Primaries should offer real choice — not coronations.
This race is about restoring fairness to the process itself, listening seriously to constituents, and proving that competence and integrity still matter in public life.
OUR CORE VALUES
These are issues I care deeply about, and I'd like to know which matter most to you. If you're a resident of PA-01, please cast your vote at the bottom of the page. We hope to organize a series of discussions to learn more about some of these issues and the policy ideas to address them.

Access
Access means lowering the cost of housing, food, healthcare, and electricity by fixing the broken systems that drive prices up and wages down. Affordability depends on accountability, fair competition, and modern infrastructure — from updating our electricity grid and permitting process to ensuring global relationships work for working families, not monopolies. Access also includes protecting Social Security and supporting the arts and independent public media, which are essential to a healthy, informed society.

Science
Science is our superpower — it should guide public health, national security, and long-term competitiveness, not be bent by politics or corporate influence. Strong science policy means investing in research, protecting its independence, and ensuring Congress has objective, expert guidance when making decisions about emerging technologies and public health. When science leads, we innovate responsibly, prepare our workforce for the future, and make decisions grounded in evidence rather than ideology.

Fairness
Fairness means giving people what they’re owed — fair elections, due process, and institutions that work for the public, not billionaires or special interests. That includes reforming campaign finance, banning congressional stock trading, and restoring full funding and staffing to the Department of Veterans Affairs so veterans receive the care they earned. Fairness also requires leveling the playing field for those without built-in power, through transparency, accountability, and policies that put principle over profit.

Opportunity
Opportunity means ensuring everyone can build skills, contribute meaningfully, and live with dignity — whether through trade schools, community colleges, or advanced technical education. It also means reforming a criminal justice system that prioritizes rehabilitation over revenue and treating immigration as a strength, not a political weapon. A just opportunity framework requires accessible education, a fair and well-resourced immigration process, and policies that recognize people as assets to our society, not obstacles.

Balance
Balance means restoring checks and balances, fixing a tax code that favors the wealthy, and taking climate responsibility seriously. Future generations deserve a functioning democracy, sustainable public finances, and an environment we didn’t exhaust through short-term thinking.

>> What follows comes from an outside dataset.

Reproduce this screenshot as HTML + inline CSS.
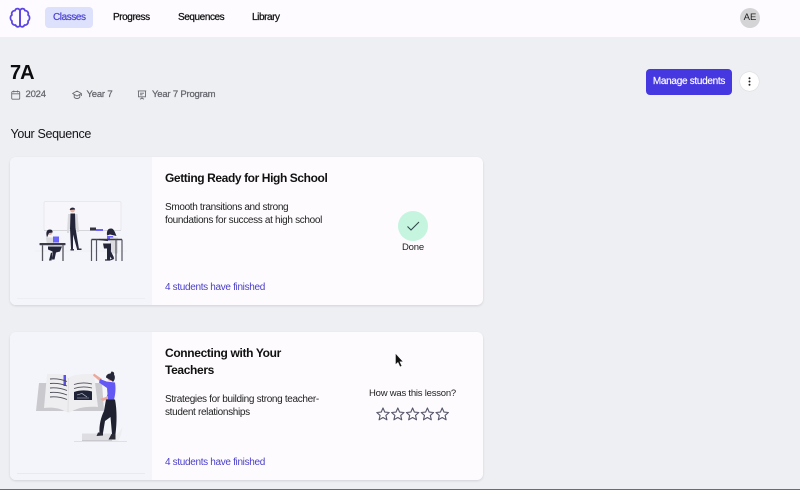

That means tightening the tax code before cutting essential programs and ensuring those who benefit most from our economy contribute fairly to the systems that made their success possible.

Safety
Safety means treating healthcare as a right, protecting our most vulnerable, and ensuring communities have the support they actually need to be safe. That includes equipping law enforcement with appropriate training and resources while addressing the systemic injustices that put marginalized groups at greater risk. A society that puts people before profit — especially in healthcare — is not only more just, but fundamentally safer for everyone.